Company-controlled enterprise intake triage

Reduce intake backlog with faster classification, routing, and reviewer context in a company-controlled enterprise AI workflow.

Workflow summary

High-volume requests enter from email, forms, or service portals. The AI system tags intent, assembles relevant context, and routes each request into the correct queue with a priority recommendation.

Trigger, AI action, human checkpoint, and output

Requests arrive through email, forms, or service portals. AI classifies intent, pulls context, and recommends queue, priority, and owner. Human operators review sensitive, urgent, or conflicting cases before routing is finalized.
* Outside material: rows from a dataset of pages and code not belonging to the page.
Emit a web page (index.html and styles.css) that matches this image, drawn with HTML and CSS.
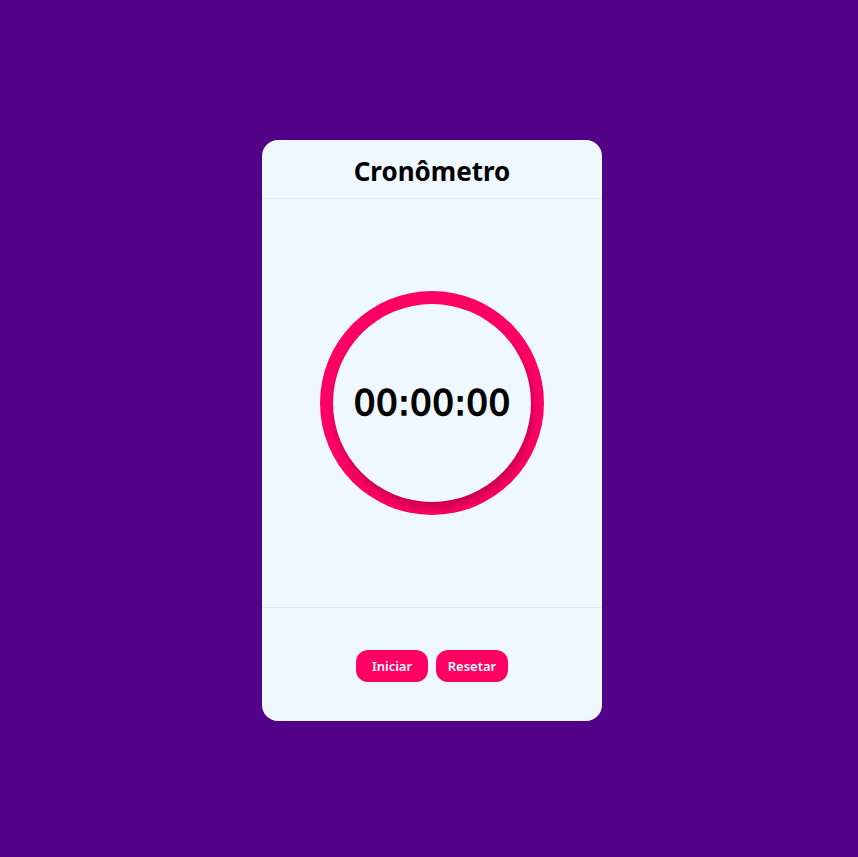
FILE: index.html
```html
<!DOCTYPE html>
<html lang="pt">
<head>
<meta charset="utf-8">
<title>Cronômetro</title>
<link rel="stylesheet" href="styles.css">
</head>
<body>
<div class="card">
  <header class="card-header"><h1>Cronômetro</h1></header>
  <main class="card-body">
    <div class="ring">
      <div class="face"><span class="time">00:00:00</span></div>
    </div>
  </main>
  <footer class="card-footer">
    <button class="btn">Iniciar</button>
    <button class="btn">Resetar</button>
  </footer>
</div>
</body>
</html>
```
FILE: styles.css
```css
html, body { margin: 0; padding: 0; }
body {
  background: #520087;
  width: 858px;
  height: 857px;
  display: flex;
  align-items: center;
  justify-content: center;
  font-family: "Noto Sans", sans-serif;
}
.card {
  width: 340px;
  height: 581px;
  background: #eff8ff;
  border-radius: 16px;
  display: flex;
  flex-direction: column;
  margin: 4px 0 0 6px;
}
.card-header {
  height: 58px;
  border-bottom: 1px solid #e2e6ea;
  display: flex;
  align-items: center;
  justify-content: center;
}
.card-header h1 {
  margin: 0;
  font-size: 26px;
  font-weight: 700;
  color: #000;
  padding-top: 4px;
}
.card-body {
  height: 408px;
  border-bottom: 1px solid #e2e6ea;
  display: flex;
  align-items: center;
  justify-content: center;
}
.ring {
  width: 224px;
  height: 224px;
  border-radius: 50%;
  background: #ff0062;
  display: flex;
  align-items: center;
  justify-content: center;
  overflow: hidden;
}
.face {
  width: 198px;
  height: 198px;
  border-radius: 50%;
  background: #eff8ff;
  box-shadow: 2px 6px 10px rgba(90, 0, 40, 0.35);
  display: flex;
  align-items: center;
  justify-content: center;
}
.time {
  font-family: "DejaVu Sans", sans-serif;
  font-size: 35px;
  font-weight: 400;
  color: #000;
  -webkit-text-stroke: 1.4px #000;
}
.card-footer {
  flex: 1;
  display: flex;
  justify-content: center;
  align-items: center;
  gap: 8px;
  padding-top: 2px;
}
.btn {
  width: 72px;
  height: 32px;
  border: none;
  border-radius: 12px;
  background: #ff0062;
  color: #fff;
  font-family: "Noto Sans", sans-serif;
  font-weight: 600;
  font-size: 13px;
  padding: 0;
}
```
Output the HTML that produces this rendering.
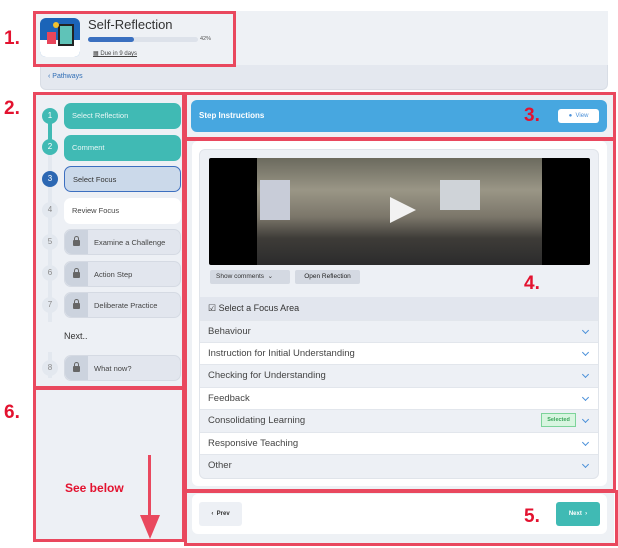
<!DOCTYPE html>
<html><head><style>
*{box-sizing:border-box;margin:0;padding:0}
body{width:618px;height:548px;background:#fff;font-family:"Liberation Sans",sans-serif;position:relative;overflow:hidden;color:#333}
.a{position:absolute}
.red{border:3px solid #e9485e}
.lbl{position:absolute;color:#e3122f;font-weight:bold;font-size:19px}
.circ{position:absolute;left:42px;width:16px;height:16px;border-radius:50%;background:#e3e8ef;color:#888;font-size:8px;text-align:center;line-height:16px}
.pill{position:absolute;left:64px;width:117px;height:26px;border-radius:7px;font-size:7.5px;line-height:26px;padding-left:8px}
.lock{background:#e2e6ee;border:1px solid #d5dae3;color:#444;padding-left:0}
.lock span.l{display:inline-block;width:23px;height:100%;background:#ccd3de;border-radius:7px 0 0 7px;margin-right:6px;vertical-align:top;position:relative}
.lock span.l:after{content:"";position:absolute;left:8px;top:10px;width:7px;height:6px;background:#666;border-radius:1px}
.lock span.l:before{content:"";position:absolute;left:9px;top:6px;width:3px;height:4px;border:1.5px solid #666;border-bottom:none;border-radius:3px 3px 0 0}
.row{position:absolute;left:200px;width:398px;height:22.6px;font-size:9.5px;line-height:22px;padding-left:8px;color:#444;border-top:1px solid #e2e6ec}
.row:after{content:"";position:absolute;right:10px;top:7px;width:4px;height:4px;border-right:1.5px solid #4a90d9;border-bottom:1.5px solid #4a90d9;transform:rotate(45deg)}
</style></head><body>
<div class="a" style="left:35px;top:11px;width:573px;height:54px;background:#eef1f5"></div>
<div class="a" style="left:40px;top:65px;width:568px;height:25px;background:#e4e8ef;border-radius:0 0 6px 6px;border:1px solid #d8dde5;border-top:none"></div>
<div class="a" style="left:48px;top:73px;font-size:7px;color:#2f6db5">&#8249; Pathways</div>
<div class="a" style="left:40px;top:18px;width:40px;height:39px;border-radius:6px;background:#1b64b8;overflow:hidden">
 <div class="a" style="left:0;top:22px;width:40px;height:17px;background:#fff"></div>
 <div class="a" style="left:18px;top:6px;width:16px;height:22px;background:#5fc3b8;border:2px solid #222"></div>
 <div class="a" style="left:7px;top:14px;width:9px;height:12px;background:#e8455a"></div>
 <div class="a" style="left:13px;top:4px;width:6px;height:6px;border-radius:50%;background:#f2c12e"></div>
</div>
<div class="a" style="left:88px;top:17px;font-size:13px;color:#333">Self-Reflection</div>
<div class="a" style="left:88px;top:37px;width:110px;height:5px;border-radius:3px;background:#dde2ea"><div style="width:46px;height:5px;border-radius:3px;background:#3a70c0"></div></div>
<div class="a" style="left:200px;top:36px;font-size:5.5px;color:#555">42%</div>
<div class="a" style="left:93px;top:50px;font-size:6px;color:#444;text-decoration:underline">&#9638; Due in 9 days</div>
<div class="a red" style="left:33px;top:11px;width:203px;height:56px"></div>

<!-- sidebar -->
<div class="a" style="left:35px;top:94px;width:148px;height:446px;background:#edf0f5"></div>
<div class="a" style="left:48px;top:116px;width:4px;height:262px;background:#e3e8ef"></div>
<div class="a" style="left:48px;top:116px;width:4px;height:32px;background:#40bab4"></div>
<div class="circ" style="top:108px;background:#40bab4;color:#fff">1</div>
<div class="circ" style="top:139px;background:#40bab4;color:#fff">2</div>
<div class="circ" style="top:171px;background:#2d68b3;color:#fff">3</div>
<div class="circ" style="top:202px">4</div>
<div class="circ" style="top:234px">5</div>
<div class="circ" style="top:265px">6</div>
<div class="circ" style="top:297px">7</div>
<div class="a" style="left:46px;top:322px;width:10px;height:30px;background:#edf0f5"></div>
<div class="circ" style="top:360px">8</div>
<div class="pill" style="top:103px;background:#40bab4;color:#e8f7f6">Select Reflection</div>
<div class="pill" style="top:135px;background:#40bab4;color:#e8f7f6">Comment</div>
<div class="pill" style="top:166px;background:#cbd9ea;border:1.5px solid #3c6fc0;color:#333">Select Focus</div>
<div class="pill" style="top:198px;background:#fff;color:#444">Review Focus</div>
<div class="pill lock" style="top:229px"><span class="l"></span>Examine a Challenge</div>
<div class="pill lock" style="top:261px"><span class="l"></span>Action Step</div>
<div class="pill lock" style="top:292px"><span class="l"></span>Deliberate Practice</div>
<div class="a" style="left:64px;top:331px;font-size:9px;color:#333">Next..</div>
<div class="pill lock" style="top:355px"><span class="l"></span>What now?</div>
<div class="a red" style="left:33px;top:92px;width:152px;height:297px"></div>
<div class="a red" style="left:33px;top:387px;width:152px;height:155px"></div>
<div class="a" style="left:65px;top:481px;font-size:12px;font-weight:bold;color:#e3122f">See below</div>
<div class="a" style="left:148px;top:455px;width:3px;height:70px;background:#e9485e"></div>
<div class="a" style="left:140px;top:515px;width:0;height:0;border-left:10px solid transparent;border-right:10px solid transparent;border-top:24px solid #e9485e"></div>

<!-- main -->
<div class="a" style="left:186px;top:94px;width:428px;height:450px;background:#eef1f5"></div>
<div class="a" style="left:191px;top:100px;width:416px;height:32px;background:#47a7e0;border-radius:6px"></div>
<div class="a" style="left:199px;top:111px;font-size:8px;font-weight:bold;color:#fff">Step Instructions</div>
<div class="a" style="left:558px;top:109px;width:41px;height:14px;background:#fff;border-radius:3px;font-size:6px;color:#4a90d9;line-height:14px;text-align:center">&#9679;&nbsp; View</div>
<div class="a red" style="left:184px;top:92px;width:432px;height:48px"></div>

<div class="a" style="left:192px;top:141px;width:415px;height:345px;background:#fff;border-radius:6px"></div>
<div class="a" style="left:199px;top:149px;width:400px;height:330px;background:#edf0f5;border-radius:6px;border:1px solid #e0e4ea"></div>
<div class="a" style="left:209px;top:158px;width:381px;height:107px;background:#000;border-radius:2px"></div>
<div class="a" style="left:257px;top:158px;width:285px;height:107px;background:linear-gradient(180deg,#6b6a5e 0%,#9a9686 30%,#7b766a 55%,#3e3c38 75%,#2b2b2c 100%)"></div>
<div class="a" style="left:260px;top:180px;width:30px;height:40px;background:#c8ccd8"></div>
<div class="a" style="left:440px;top:180px;width:40px;height:30px;background:#cfd3d8"></div>
<div class="a" style="left:390px;top:197px;width:0;height:0;border-top:13px solid transparent;border-bottom:13px solid transparent;border-left:26px solid #f2f2f2"></div>
<div class="a" style="left:210px;top:270px;width:80px;height:14px;background:#d4d9e2;border-radius:2px;font-size:6.5px;line-height:14px;padding-left:6px;color:#333">Show comments &nbsp;&#8964;</div>
<div class="a" style="left:295px;top:270px;width:65px;height:14px;background:#d4d9e2;border-radius:2px;font-size:6.5px;line-height:14px;text-align:center;color:#222">Open Reflection</div>
<div class="a" style="left:200px;top:297px;width:398px;height:23px;background:#e2e6ee;font-size:9px;line-height:22px;padding-left:8px;color:#333">&#9745; Select a Focus Area</div>
<div class="row" style="top:320px;background:#edf0f5">Behaviour</div>
<div class="row" style="top:342px;background:#fff">Instruction for Initial Understanding</div>
<div class="row" style="top:364px;background:#edf0f5">Checking for Understanding</div>
<div class="row" style="top:387px;background:#fff">Feedback</div>
<div class="row" style="top:409px;background:#edf0f5">Consolidating Learning</div>
<div class="a" style="left:541px;top:413px;width:35px;height:14px;background:#d8f5e0;border:1px solid #7dd39a;font-size:5.5px;color:#3aa55a;line-height:12px;text-align:center;font-weight:bold">Selected</div>
<div class="row" style="top:432px;background:#fff">Responsive Teaching</div>
<div class="row" style="top:454px;background:#edf0f5;border-radius:0 0 6px 6px">Other</div>
<div class="a red" style="left:184px;top:138px;width:432px;height:354px"></div>

<div class="a" style="left:192px;top:494px;width:415px;height:40px;background:#fff;border-radius:6px"></div>
<div class="a" style="left:199px;top:502px;width:43px;height:24px;background:#edf0f5;border-radius:3px;font-size:6px;font-weight:bold;line-height:24px;text-align:center;color:#333">&#8249;&nbsp; Prev</div>
<div class="a" style="left:556px;top:502px;width:44px;height:24px;background:#40bab4;border-radius:3px;font-size:6px;font-weight:bold;line-height:24px;text-align:center;color:#fff">Next &nbsp;&#8250;</div>
<div class="a red" style="left:184px;top:490px;width:434px;height:56px"></div>

<div class="lbl" style="left:4px;top:28px">1.</div>
<div class="lbl" style="left:4px;top:98px">2.</div>
<div class="lbl" style="left:4px;top:402px">6.</div>
<div class="lbl" style="left:524px;top:105px">3.</div>
<div class="lbl" style="left:524px;top:273px">4.</div>
<div class="lbl" style="left:524px;top:506px">5.</div>
</body></html>
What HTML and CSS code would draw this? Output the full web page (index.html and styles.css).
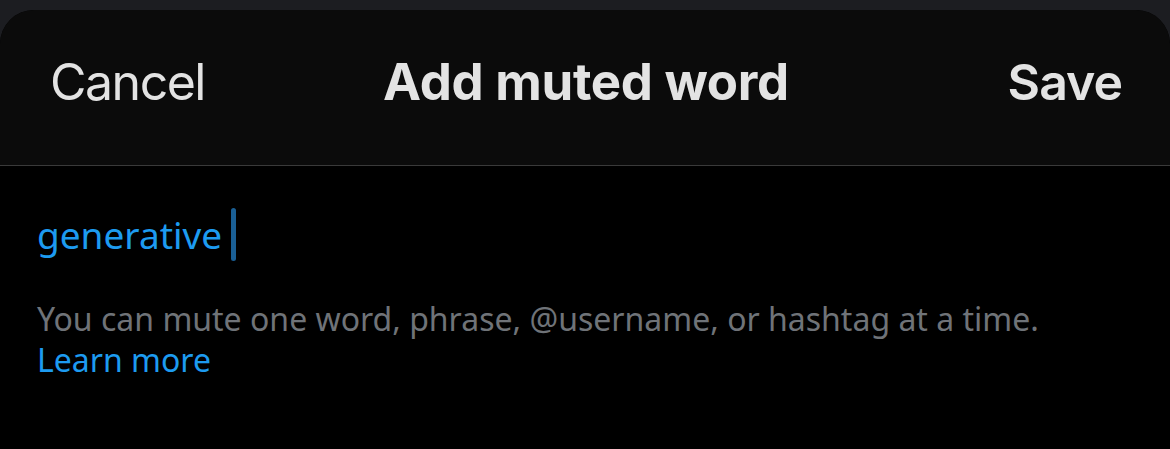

The system output is a routed ticket with context, rationale, and the next owner attached.

First signal and metrics

The first signal is improved time-to-routing and first-pass routing accuracy. First metrics include routing accuracy, time-to-routing, queue handoffs, and urgent request SLA behavior.

Relevant offer

This workflow usually fits Sovereign Pilot Build because high volume and clear review rules make the controlled pilot shape concrete.

Next step

Request Workflow Review when the workflow and owners are clear, or use the Workflow Fit Assessment to score fit before a buying conversation.

Frequently asked questions

When is intake triage worth piloting first?

It is a strong first pilot when requests arrive in high volume, teams are re-routing too much work by hand, and leadership can inspect routing accuracy and time-to-routing quickly.

What should stay human in intake triage?

Sensitive, urgent, VIP, and conflicting requests should stay behind explicit human review before routing changes are finalized.

What makes intake triage a bad first pilot?

If queue ownership is unclear, request categories are unstable, or no one can define what counts as correct routing, the workflow should be tightened before pilot build starts.